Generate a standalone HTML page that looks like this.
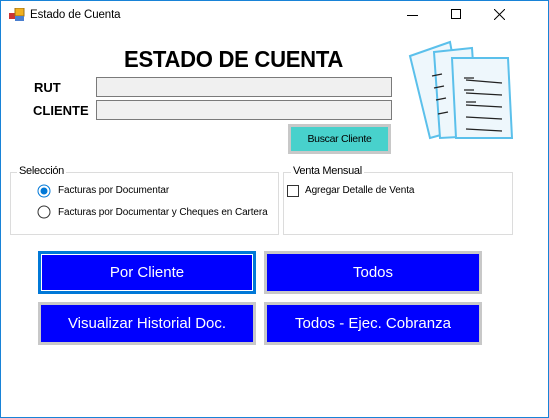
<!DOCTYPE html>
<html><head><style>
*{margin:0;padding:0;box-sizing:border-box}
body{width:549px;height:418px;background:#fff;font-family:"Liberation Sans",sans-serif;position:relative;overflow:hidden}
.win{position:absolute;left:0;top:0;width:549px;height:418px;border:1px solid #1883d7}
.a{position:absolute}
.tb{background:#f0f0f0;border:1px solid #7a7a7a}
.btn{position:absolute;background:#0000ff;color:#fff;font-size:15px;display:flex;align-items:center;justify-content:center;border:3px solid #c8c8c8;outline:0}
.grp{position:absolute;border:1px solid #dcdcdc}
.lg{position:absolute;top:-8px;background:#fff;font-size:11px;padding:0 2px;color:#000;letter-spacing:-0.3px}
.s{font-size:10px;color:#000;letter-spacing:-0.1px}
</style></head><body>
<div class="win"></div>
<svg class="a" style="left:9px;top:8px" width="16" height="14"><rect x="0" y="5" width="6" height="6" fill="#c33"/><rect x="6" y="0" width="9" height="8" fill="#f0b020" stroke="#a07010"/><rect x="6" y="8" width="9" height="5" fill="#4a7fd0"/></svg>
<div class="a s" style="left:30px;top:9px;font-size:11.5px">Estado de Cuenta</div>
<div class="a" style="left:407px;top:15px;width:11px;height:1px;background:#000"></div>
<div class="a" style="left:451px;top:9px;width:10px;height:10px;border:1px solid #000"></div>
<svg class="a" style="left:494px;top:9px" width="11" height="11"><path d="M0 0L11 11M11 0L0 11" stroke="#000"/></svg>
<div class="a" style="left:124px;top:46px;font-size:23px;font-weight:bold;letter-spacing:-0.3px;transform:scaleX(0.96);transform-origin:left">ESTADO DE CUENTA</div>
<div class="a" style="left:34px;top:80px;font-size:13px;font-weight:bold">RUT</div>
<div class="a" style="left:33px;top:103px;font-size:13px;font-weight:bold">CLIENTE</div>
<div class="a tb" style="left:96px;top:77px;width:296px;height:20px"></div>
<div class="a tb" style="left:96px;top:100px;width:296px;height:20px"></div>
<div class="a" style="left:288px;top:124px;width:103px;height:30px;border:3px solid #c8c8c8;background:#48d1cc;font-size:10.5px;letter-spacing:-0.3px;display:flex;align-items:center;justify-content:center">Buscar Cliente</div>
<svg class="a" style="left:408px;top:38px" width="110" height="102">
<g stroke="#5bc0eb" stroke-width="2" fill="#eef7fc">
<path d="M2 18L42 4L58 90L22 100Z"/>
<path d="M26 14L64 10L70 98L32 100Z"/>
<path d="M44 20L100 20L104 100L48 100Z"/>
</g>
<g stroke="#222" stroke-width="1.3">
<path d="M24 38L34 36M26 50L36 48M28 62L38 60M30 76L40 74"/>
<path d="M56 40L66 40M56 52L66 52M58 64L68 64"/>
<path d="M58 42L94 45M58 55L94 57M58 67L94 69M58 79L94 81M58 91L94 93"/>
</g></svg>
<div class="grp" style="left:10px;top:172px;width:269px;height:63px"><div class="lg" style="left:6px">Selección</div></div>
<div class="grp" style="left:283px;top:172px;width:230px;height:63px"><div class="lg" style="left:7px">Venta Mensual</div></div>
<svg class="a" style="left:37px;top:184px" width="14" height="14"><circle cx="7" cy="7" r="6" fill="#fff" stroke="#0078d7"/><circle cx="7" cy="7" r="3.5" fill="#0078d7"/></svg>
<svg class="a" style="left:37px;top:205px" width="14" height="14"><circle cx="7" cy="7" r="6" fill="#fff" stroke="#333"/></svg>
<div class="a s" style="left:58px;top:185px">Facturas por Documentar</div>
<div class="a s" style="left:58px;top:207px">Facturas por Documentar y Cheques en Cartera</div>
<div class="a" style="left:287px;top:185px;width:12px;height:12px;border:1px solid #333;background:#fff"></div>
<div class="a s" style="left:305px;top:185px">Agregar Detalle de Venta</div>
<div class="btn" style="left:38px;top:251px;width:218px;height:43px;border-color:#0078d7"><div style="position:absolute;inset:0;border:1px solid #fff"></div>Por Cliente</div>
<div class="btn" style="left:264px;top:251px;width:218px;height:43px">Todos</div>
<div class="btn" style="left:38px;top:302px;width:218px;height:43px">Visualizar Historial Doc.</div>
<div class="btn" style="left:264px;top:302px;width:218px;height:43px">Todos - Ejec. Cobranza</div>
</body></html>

---

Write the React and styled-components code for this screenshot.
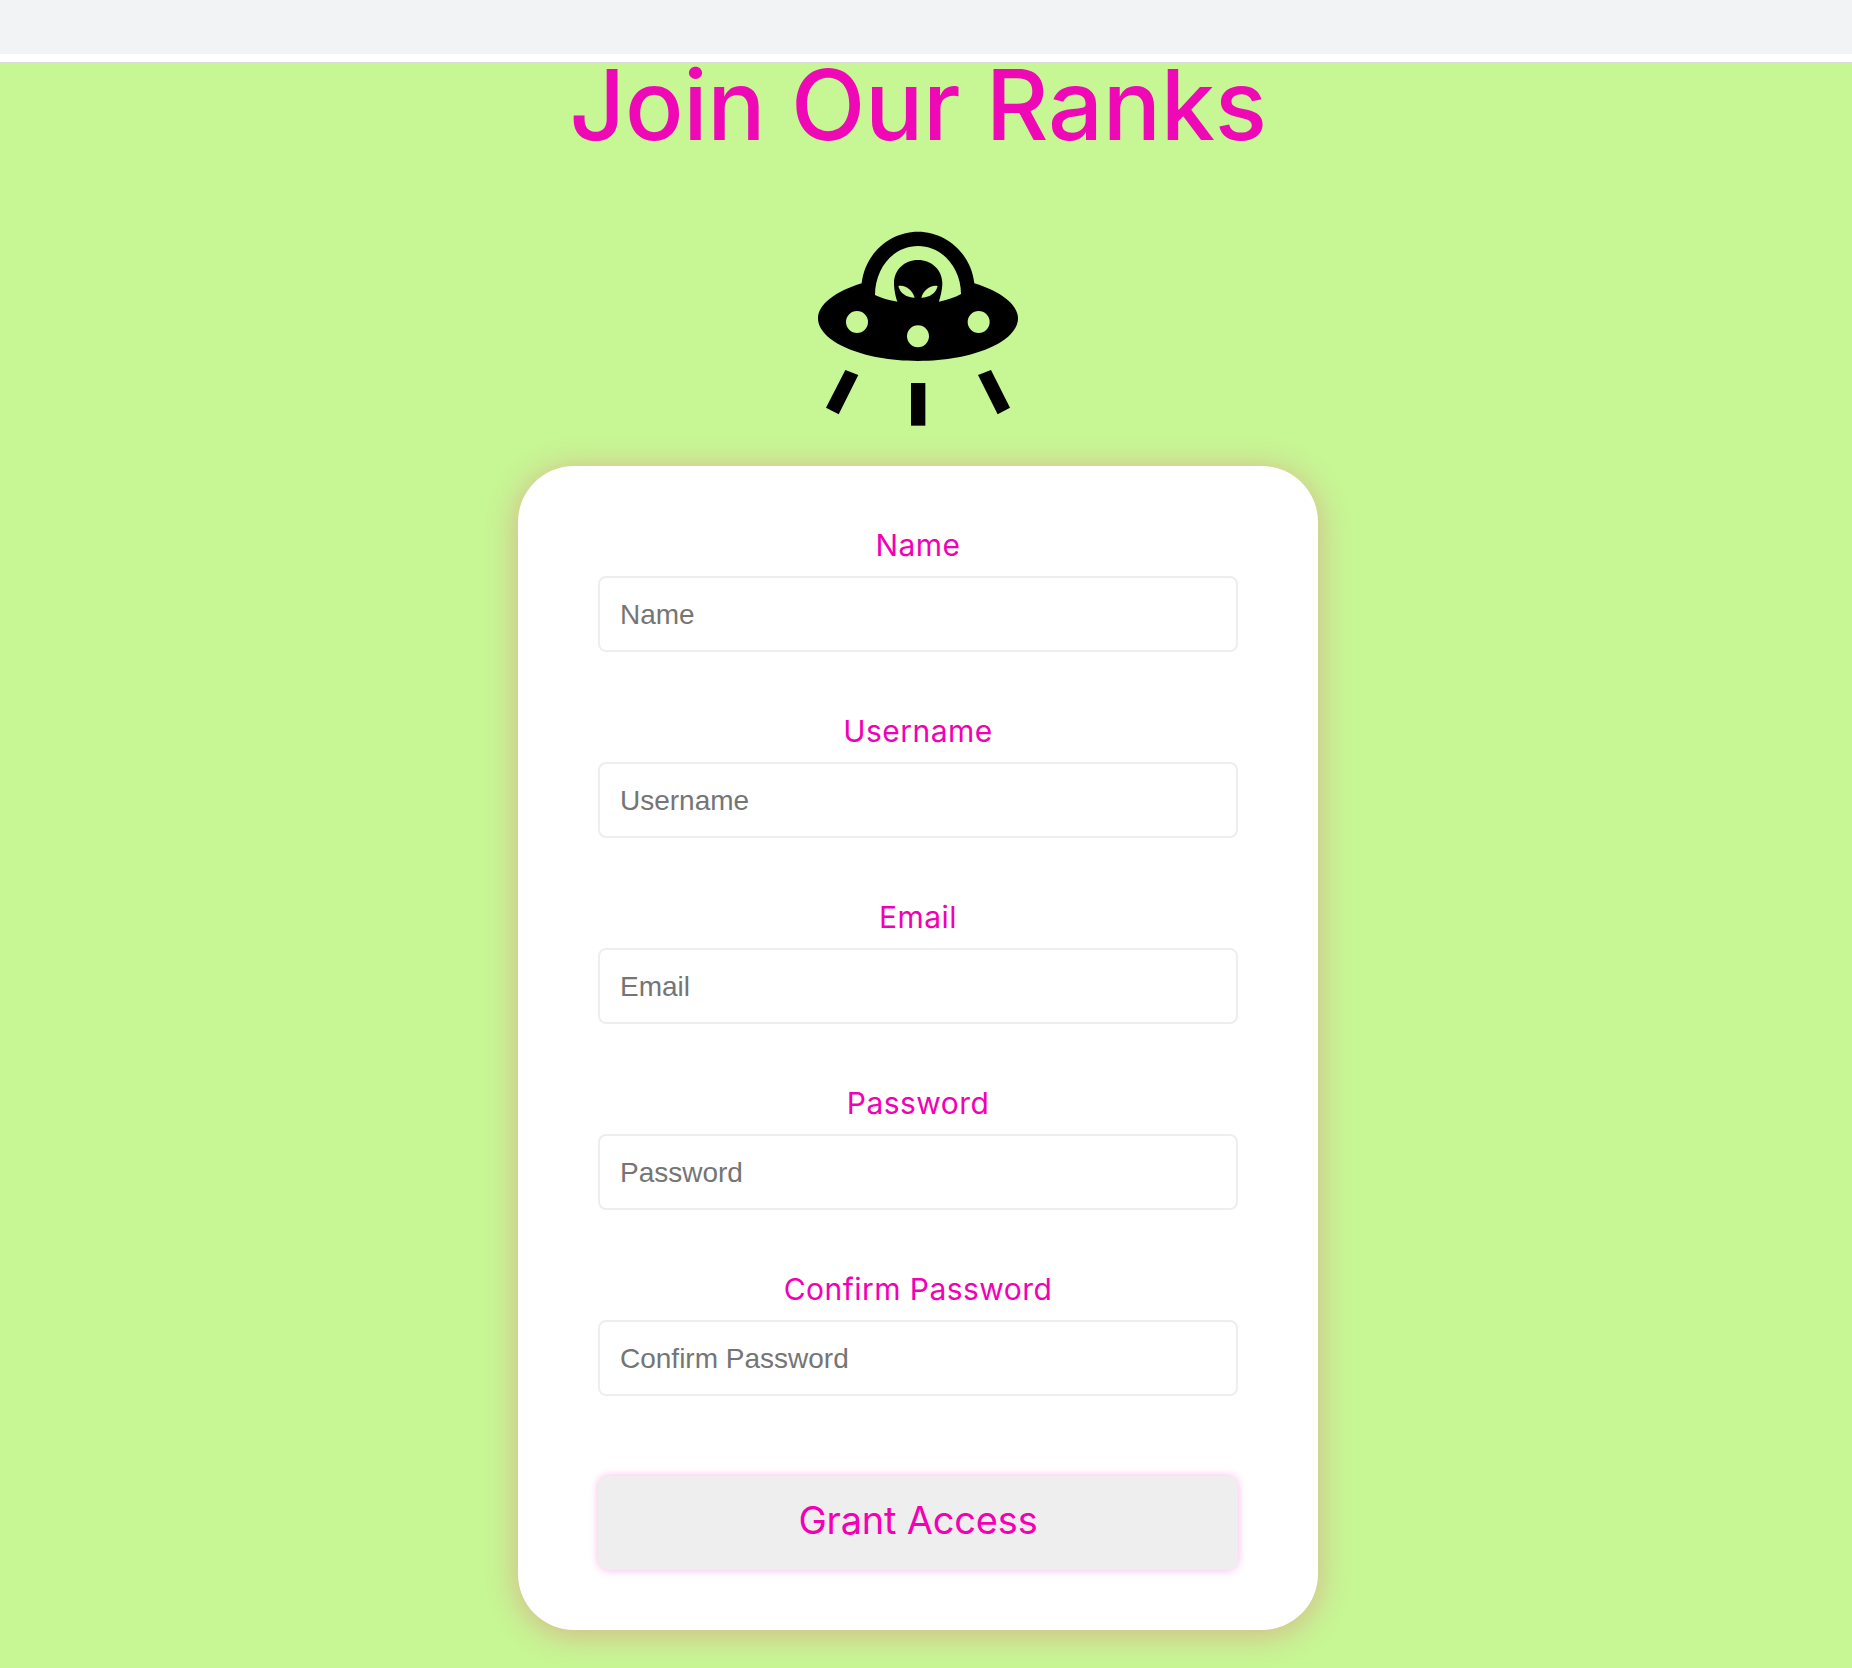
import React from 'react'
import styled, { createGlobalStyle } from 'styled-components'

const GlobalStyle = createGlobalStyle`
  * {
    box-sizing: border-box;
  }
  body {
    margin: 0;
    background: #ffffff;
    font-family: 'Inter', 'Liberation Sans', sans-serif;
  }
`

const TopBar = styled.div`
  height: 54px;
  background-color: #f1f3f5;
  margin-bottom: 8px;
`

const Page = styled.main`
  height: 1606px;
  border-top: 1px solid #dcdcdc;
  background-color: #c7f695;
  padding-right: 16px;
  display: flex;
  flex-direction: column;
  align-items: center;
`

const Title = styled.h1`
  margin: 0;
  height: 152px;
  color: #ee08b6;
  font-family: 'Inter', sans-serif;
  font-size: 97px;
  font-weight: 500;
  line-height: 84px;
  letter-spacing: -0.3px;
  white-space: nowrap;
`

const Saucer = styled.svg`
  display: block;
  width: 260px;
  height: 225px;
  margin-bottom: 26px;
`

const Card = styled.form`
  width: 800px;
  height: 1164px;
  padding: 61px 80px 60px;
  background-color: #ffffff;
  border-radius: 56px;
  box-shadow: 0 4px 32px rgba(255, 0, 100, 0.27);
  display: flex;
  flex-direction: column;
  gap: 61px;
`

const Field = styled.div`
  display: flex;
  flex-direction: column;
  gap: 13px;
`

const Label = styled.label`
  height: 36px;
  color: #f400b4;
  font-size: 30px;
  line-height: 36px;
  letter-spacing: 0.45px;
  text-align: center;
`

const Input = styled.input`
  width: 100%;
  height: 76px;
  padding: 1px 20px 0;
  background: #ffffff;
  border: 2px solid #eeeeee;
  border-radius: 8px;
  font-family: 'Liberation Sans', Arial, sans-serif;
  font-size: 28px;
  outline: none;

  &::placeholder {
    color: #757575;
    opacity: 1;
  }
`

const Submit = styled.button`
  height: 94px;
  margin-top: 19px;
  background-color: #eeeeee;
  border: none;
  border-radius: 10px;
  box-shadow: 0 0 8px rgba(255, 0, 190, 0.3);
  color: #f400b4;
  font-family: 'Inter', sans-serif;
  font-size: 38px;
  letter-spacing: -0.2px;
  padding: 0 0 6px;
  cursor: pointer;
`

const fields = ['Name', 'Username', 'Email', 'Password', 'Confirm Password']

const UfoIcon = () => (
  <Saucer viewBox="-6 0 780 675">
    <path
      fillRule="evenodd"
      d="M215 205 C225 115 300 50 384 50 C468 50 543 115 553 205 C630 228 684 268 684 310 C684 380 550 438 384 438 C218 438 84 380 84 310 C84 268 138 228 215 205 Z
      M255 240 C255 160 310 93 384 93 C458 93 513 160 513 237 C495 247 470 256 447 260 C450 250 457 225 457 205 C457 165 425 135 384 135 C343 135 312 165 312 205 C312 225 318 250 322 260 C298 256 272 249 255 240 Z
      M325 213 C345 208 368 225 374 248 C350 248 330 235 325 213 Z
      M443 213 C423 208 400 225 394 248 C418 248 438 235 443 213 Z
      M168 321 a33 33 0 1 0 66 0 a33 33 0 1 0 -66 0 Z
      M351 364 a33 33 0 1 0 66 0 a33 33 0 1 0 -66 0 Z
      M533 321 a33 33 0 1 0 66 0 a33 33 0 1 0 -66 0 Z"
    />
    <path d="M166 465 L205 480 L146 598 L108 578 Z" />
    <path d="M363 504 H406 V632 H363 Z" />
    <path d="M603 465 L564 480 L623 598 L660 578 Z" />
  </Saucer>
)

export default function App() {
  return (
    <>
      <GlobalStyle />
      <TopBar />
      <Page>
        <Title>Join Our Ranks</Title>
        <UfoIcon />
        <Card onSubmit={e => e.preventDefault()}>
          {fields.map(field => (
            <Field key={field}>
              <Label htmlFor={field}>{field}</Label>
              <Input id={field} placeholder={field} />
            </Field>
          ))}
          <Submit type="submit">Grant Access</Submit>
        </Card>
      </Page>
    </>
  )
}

---

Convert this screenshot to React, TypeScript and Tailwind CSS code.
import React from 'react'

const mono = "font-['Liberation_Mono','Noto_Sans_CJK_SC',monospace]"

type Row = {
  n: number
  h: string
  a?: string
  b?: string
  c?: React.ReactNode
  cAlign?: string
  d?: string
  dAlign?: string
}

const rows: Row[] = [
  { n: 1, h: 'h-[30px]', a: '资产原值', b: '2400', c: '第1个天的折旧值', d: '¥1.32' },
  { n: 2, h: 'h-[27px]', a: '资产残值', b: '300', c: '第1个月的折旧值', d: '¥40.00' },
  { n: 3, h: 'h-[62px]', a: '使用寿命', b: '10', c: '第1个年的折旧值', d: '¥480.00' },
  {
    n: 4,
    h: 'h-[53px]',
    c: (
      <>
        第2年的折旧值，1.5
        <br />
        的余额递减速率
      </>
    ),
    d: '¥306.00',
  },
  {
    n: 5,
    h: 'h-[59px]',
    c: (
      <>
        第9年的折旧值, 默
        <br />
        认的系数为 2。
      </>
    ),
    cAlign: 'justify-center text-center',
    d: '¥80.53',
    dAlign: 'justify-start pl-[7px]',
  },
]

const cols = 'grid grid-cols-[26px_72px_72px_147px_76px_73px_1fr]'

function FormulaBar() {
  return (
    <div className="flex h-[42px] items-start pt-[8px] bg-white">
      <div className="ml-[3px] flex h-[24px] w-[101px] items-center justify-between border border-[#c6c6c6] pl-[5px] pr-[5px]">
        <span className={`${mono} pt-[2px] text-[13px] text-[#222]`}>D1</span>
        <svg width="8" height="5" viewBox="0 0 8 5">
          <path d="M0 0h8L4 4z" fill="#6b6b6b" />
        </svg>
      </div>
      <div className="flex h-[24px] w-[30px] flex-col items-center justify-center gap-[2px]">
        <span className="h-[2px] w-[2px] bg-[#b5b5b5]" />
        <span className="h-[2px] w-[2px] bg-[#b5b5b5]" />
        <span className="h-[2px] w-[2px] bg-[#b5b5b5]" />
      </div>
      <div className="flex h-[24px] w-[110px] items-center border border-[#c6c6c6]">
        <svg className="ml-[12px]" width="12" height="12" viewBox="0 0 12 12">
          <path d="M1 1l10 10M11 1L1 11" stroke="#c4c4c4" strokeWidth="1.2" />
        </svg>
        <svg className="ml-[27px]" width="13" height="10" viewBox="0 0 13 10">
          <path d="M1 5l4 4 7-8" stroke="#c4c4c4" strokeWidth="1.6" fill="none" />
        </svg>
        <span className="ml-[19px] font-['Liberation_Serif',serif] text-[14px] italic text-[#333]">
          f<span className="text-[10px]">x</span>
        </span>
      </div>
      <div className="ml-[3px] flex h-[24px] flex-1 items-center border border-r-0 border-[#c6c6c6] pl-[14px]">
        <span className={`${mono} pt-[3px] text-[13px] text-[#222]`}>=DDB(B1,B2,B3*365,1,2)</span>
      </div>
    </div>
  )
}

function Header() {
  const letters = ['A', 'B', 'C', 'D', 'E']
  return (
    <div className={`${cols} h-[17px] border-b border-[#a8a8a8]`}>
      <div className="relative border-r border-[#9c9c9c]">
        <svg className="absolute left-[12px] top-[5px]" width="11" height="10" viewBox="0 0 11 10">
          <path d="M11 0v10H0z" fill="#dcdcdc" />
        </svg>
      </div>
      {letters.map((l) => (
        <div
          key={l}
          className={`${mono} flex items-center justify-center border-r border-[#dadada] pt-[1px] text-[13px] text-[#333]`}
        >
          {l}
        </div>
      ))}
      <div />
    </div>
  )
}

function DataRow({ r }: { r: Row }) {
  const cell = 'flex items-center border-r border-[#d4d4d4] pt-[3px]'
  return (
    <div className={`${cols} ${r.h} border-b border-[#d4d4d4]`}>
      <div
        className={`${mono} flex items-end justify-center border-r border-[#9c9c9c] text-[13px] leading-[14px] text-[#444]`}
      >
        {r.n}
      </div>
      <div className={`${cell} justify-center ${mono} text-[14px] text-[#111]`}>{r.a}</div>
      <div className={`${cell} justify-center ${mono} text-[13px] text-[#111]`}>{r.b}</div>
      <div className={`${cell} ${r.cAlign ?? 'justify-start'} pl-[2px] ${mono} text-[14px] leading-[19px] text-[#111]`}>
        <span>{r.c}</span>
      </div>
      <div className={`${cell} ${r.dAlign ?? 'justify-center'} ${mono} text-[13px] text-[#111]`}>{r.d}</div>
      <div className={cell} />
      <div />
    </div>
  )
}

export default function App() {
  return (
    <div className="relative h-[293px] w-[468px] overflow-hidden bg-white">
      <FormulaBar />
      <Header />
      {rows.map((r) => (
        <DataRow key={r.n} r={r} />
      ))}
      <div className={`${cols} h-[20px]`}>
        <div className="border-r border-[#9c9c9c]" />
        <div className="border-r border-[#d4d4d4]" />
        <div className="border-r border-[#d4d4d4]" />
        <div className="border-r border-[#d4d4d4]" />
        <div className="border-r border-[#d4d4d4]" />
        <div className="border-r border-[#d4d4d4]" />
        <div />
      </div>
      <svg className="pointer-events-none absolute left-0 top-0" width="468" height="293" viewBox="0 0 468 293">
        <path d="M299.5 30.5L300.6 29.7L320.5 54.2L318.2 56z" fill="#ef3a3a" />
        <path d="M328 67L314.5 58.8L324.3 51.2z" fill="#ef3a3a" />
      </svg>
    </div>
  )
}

→ Exercise: Retype precisely, and only, the span of lines that opens at the line containing "Convert this screenshot" and closes at the line containing "const cols = 'grid", both inclusive.

→ Full answer:
Convert this screenshot to React, TypeScript and Tailwind CSS code.
import React from 'react'

const mono = "font-['Liberation_Mono','Noto_Sans_CJK_SC',monospace]"

type Row = {
  n: number
  h: string
  a?: string
  b?: string
  c?: React.ReactNode
  cAlign?: string
  d?: string
  dAlign?: string
}

const rows: Row[] = [
  { n: 1, h: 'h-[30px]', a: '资产原值', b: '2400', c: '第1个天的折旧值', d: '¥1.32' },
  { n: 2, h: 'h-[27px]', a: '资产残值', b: '300', c: '第1个月的折旧值', d: '¥40.00' },
  { n: 3, h: 'h-[62px]', a: '使用寿命', b: '10', c: '第1个年的折旧值', d: '¥480.00' },
  {
    n: 4,
    h: 'h-[53px]',
    c: (
      <>
        第2年的折旧值，1.5
        <br />
        的余额递减速率
      </>
    ),
    d: '¥306.00',
  },
  {
    n: 5,
    h: 'h-[59px]',
    c: (
      <>
        第9年的折旧值, 默
        <br />
        认的系数为 2。
      </>
    ),
    cAlign: 'justify-center text-center',
    d: '¥80.53',
    dAlign: 'justify-start pl-[7px]',
  },
]

const cols = 'grid grid-cols-[26px_72px_72px_147px_76px_73px_1fr]'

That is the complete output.